Люди начинают не только читать, перепечатывать и распространять интересные им тексты, но и собирать целые домашние библиотеки самиздатской литературы: неброшюрованные листы формата А4 на книжной полке стали неотъемлемой частью интерьера любой интеллигентной квартиры. И не только. Сын Никиты Хрущёва вспоминал, что тот проявлял большой интерес к нелегальной литературе: «Привозил я ему и “запретные” книги. Как-то достал “Доктора Живаго”. Отец читал долго: шрифт был очень мелкий, “слепой”, бумага тонкая, почти папиросная. Прочитал он Солженицына “В круге первом” и “Раковый корпус”, а также “1984” Оруэлла».
Постепенно складывается рынок самиздата: Булгаков, например, стоил 6 рублей: «две бутылки очень хорошей водки или 3 килограмма самого роскошного мяса, какое только можно было тогда достать», – вспоминает искусствовед Виктория Вольпина.
Появляются точки, где работают «книжные жучки», спекулянты, которые за хорошую цену достанут всё что угодно. Например, в Москве таким местом был Кузнецкий Мост.
Характерная для того времени история: один гражданин потерял чужую книгу «Остров сокровищ» и отправился на Кузнецкий Мост, чтобы её достать за любую уже цену. Договорился с продавцом, отдал ему деньги – тот в назначенный день принёс обещанный сверток.
Каково же было изумление покупателя, когда вместо Стивенсона он увидел там напечатанный на машинке «Архипелаг ГУЛАГ» – на конспиративном жаргоне он назывался «Остров сокровищ».
В перестройку, когда цензура начинает ослабевать, а в официальном книгоиздании начинают формироваться какие-то рыночные отношения, поток художественного самиздата иссякает, на какое-то время на первый план выходит снова политический самиздат, но и он к началу 90-х перестаёт быть актуальной формой выражения общественной позиции.

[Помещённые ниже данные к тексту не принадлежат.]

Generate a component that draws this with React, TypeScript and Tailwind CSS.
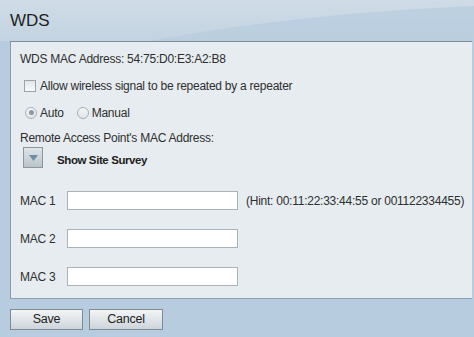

Современный же самиздат существует исключительно в интернете, и, что любопытно, в цифровую реальность переместилась и цензура. Например, электронному журналу современной литературы при библиотеке Мошкова, который так и называется – «Самиздат», из-за претензий Минюста пришлось в 2011 году менять домен. Причиной были указаны «признаки экстремизма», обнаруженные в некоторых материалах журнала. Максим Мошков – владелец крупнейшей электронной библиотеки Рунета, которая существует с 1994 года, возмущался тогда: «Без уточнения, что за материалы, кто их автор, есть ли они в данный момент на сайте и что сейчас на “Самиздате” 56 000 авторских разделов и порядка 800 000 произведений, оптом зачислены в “экстремисты”. Было бы просто смешно, кабы не провайдеры, которые, руководствуясь этим списком, начали перекрывать доступ к “Самиздату”».
Как видно, времена, власти и книжные носители могут меняться, но не цензура. А значит, и такое явление, как «самиздат», в том или ином виде будет существовать всегда.